▸ DIRECTIONS FOR THIS TASK
The required output is the block of lines from the line with "Output the component" to the line with "const STEPS = 4;", endpoints included and pictures omitted.

▸ ENTRIES SHOWN
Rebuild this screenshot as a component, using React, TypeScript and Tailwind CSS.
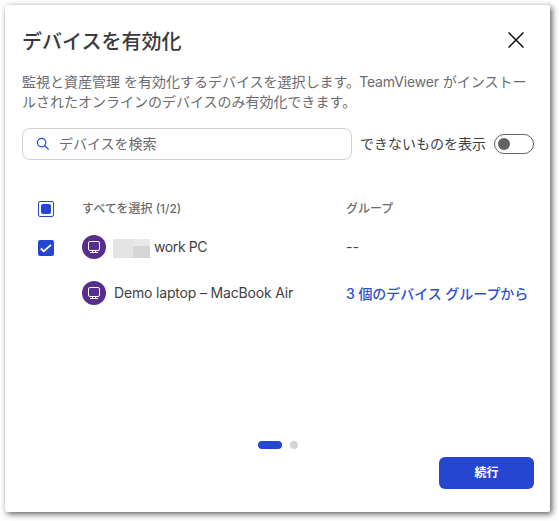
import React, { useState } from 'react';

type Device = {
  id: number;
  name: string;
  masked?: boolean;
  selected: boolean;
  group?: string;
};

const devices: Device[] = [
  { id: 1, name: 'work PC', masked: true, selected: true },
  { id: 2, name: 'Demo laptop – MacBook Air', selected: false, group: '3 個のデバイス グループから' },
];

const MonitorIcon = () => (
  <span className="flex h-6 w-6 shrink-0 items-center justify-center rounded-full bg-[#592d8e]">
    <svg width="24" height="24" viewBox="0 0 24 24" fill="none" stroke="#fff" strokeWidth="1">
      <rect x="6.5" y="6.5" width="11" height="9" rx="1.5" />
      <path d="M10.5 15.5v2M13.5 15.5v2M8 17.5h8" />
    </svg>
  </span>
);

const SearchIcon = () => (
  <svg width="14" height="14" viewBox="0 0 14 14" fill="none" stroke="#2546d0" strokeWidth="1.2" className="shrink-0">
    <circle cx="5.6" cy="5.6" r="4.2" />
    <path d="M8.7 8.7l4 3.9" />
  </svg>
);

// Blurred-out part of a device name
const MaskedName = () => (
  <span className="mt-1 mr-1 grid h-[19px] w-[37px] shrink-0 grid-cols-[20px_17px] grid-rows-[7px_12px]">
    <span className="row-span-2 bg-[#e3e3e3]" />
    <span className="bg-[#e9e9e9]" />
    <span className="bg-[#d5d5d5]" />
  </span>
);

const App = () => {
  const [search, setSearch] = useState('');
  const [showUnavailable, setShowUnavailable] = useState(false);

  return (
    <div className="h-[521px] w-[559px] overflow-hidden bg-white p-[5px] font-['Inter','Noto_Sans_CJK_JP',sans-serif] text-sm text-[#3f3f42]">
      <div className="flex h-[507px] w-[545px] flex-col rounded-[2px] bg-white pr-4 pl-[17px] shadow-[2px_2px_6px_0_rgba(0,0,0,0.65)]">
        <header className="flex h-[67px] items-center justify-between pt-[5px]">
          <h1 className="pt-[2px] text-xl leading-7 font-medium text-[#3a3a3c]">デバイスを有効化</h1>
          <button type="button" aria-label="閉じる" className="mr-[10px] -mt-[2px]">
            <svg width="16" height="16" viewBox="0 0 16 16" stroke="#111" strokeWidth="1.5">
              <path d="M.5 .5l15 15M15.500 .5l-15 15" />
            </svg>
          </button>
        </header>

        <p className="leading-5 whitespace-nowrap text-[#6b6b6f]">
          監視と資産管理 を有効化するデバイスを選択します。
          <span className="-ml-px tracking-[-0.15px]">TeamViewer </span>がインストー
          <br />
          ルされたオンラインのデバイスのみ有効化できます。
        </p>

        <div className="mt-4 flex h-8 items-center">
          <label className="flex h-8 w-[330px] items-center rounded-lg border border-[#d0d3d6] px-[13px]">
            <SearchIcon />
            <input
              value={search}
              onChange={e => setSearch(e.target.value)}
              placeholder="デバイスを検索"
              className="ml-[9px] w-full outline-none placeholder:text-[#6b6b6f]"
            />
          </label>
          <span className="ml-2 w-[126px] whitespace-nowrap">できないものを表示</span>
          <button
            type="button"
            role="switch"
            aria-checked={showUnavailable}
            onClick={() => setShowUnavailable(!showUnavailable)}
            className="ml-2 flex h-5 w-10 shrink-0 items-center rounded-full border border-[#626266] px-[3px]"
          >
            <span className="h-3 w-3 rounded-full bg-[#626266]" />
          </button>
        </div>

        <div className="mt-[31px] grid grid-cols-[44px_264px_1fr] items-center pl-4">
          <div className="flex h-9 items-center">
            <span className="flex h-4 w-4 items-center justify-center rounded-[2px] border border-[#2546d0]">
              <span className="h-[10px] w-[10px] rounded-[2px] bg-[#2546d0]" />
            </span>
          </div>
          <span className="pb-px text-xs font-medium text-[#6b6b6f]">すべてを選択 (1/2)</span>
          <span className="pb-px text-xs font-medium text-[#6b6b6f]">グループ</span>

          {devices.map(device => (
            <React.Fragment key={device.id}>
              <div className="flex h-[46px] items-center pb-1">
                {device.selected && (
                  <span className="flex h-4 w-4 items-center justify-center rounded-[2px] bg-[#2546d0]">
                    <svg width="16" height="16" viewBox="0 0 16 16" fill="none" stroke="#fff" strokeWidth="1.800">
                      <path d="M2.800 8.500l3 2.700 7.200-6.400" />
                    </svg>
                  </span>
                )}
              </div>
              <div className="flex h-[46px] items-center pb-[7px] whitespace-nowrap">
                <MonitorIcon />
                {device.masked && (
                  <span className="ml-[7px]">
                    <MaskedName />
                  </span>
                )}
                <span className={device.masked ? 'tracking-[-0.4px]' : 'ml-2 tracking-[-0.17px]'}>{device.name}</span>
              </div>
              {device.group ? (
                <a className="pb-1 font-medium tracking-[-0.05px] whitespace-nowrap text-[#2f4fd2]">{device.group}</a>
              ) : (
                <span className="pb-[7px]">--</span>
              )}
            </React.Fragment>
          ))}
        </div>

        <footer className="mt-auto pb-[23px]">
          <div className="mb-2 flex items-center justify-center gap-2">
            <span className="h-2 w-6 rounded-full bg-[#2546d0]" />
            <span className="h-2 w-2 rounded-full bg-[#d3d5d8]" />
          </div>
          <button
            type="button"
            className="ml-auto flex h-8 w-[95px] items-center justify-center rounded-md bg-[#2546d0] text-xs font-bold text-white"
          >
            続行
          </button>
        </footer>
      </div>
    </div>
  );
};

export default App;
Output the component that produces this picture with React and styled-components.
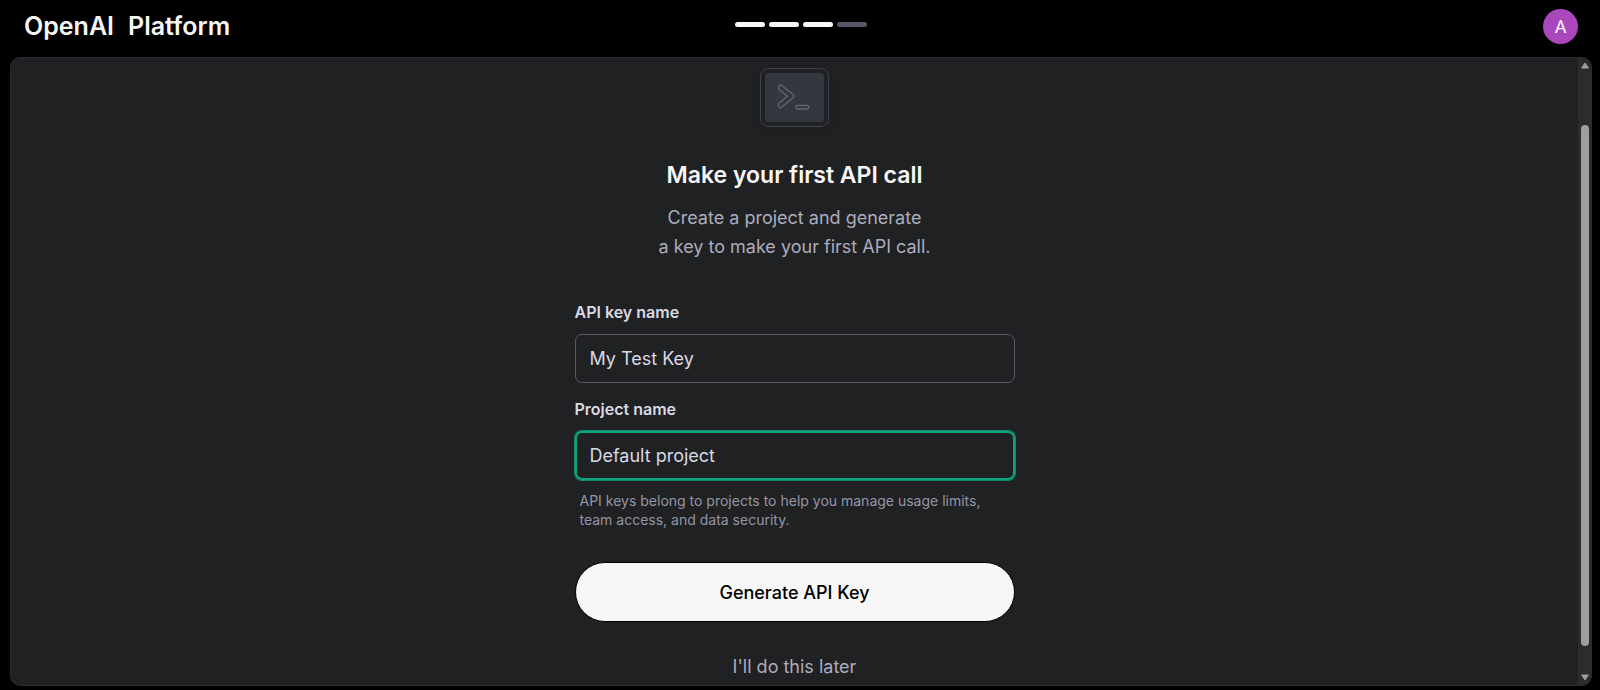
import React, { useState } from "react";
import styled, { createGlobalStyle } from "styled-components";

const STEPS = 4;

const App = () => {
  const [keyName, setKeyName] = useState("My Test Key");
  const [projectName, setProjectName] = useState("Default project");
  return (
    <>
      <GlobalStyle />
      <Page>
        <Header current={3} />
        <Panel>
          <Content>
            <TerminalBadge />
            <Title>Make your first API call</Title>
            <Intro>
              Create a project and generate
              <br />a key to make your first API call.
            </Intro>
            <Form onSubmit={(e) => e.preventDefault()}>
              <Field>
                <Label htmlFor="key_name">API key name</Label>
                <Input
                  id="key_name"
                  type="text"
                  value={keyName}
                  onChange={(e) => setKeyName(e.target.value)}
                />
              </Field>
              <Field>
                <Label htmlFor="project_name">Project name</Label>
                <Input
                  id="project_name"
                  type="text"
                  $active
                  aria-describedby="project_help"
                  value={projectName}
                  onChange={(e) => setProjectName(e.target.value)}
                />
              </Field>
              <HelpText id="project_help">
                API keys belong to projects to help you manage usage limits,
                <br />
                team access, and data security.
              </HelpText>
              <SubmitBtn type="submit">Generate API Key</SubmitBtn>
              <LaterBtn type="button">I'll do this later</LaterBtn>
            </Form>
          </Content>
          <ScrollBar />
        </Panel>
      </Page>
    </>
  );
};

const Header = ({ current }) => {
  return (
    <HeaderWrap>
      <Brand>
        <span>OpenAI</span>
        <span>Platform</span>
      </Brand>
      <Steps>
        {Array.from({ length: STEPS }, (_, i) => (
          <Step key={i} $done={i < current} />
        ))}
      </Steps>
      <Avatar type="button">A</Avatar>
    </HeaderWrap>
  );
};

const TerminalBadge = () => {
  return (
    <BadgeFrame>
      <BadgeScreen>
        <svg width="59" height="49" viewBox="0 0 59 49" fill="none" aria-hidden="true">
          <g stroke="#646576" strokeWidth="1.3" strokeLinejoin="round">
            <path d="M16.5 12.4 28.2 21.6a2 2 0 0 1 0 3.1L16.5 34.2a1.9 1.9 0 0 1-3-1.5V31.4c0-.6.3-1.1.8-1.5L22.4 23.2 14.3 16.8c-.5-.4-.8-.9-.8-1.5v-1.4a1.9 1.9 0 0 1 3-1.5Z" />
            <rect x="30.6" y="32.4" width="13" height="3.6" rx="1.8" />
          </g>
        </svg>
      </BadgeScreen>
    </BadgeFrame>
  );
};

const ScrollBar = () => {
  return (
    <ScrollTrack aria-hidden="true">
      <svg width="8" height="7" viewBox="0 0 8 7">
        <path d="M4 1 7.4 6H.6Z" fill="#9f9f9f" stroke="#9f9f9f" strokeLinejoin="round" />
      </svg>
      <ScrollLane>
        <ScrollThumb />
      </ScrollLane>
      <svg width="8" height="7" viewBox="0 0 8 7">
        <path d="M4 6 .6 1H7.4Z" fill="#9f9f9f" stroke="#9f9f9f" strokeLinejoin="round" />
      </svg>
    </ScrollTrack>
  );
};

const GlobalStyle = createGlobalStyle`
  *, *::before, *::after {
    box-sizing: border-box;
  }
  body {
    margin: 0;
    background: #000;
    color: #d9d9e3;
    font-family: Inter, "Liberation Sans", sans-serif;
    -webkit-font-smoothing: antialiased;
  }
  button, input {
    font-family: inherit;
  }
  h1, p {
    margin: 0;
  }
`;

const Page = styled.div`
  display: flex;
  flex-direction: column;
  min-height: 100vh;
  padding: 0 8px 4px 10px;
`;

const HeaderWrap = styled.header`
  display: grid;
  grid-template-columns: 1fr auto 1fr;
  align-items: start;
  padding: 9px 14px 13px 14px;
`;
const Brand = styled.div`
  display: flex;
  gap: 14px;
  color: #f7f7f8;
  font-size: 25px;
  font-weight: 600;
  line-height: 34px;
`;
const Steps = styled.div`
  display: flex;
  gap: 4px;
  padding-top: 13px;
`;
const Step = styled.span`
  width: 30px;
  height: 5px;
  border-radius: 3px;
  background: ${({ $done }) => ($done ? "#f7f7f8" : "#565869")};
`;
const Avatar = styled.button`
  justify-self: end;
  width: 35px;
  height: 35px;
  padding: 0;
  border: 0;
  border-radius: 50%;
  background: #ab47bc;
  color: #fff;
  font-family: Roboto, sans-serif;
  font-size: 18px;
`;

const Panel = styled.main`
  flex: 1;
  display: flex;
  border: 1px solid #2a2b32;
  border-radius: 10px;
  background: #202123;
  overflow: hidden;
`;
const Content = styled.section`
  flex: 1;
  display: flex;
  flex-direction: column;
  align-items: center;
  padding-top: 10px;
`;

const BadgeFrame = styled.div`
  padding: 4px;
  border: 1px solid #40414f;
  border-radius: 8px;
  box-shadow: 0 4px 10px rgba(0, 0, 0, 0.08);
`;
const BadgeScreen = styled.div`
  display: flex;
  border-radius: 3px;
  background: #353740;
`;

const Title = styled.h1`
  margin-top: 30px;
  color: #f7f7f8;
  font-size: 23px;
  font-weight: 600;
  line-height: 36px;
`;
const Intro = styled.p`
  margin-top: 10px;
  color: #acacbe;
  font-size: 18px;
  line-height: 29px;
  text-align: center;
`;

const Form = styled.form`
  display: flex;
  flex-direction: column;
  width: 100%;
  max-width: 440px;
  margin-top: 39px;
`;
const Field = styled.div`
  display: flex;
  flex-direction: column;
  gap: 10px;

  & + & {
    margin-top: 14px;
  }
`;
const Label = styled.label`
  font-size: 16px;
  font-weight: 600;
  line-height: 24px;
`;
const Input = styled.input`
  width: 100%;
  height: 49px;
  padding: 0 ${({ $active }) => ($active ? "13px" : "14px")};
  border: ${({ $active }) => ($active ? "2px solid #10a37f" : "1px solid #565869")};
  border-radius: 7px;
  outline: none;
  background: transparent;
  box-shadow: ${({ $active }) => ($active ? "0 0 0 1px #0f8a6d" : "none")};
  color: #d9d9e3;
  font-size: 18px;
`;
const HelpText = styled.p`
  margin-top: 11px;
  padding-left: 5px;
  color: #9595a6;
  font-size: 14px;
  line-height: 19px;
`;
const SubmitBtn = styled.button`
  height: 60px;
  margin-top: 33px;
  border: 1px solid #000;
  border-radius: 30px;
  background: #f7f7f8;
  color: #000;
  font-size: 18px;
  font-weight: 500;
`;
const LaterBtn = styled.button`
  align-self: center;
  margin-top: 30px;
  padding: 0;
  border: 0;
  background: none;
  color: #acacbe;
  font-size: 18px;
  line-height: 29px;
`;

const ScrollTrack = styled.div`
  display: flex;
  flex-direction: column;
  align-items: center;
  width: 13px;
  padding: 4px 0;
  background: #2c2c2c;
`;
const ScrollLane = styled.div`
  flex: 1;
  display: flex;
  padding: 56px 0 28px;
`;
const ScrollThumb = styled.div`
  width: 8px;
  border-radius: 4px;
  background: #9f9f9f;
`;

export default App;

▸ TASK OUTPUT
Output the component that produces this picture with React and styled-components.
import React, { useState } from "react";
import styled, { createGlobalStyle } from "styled-components";

const STEPS = 4;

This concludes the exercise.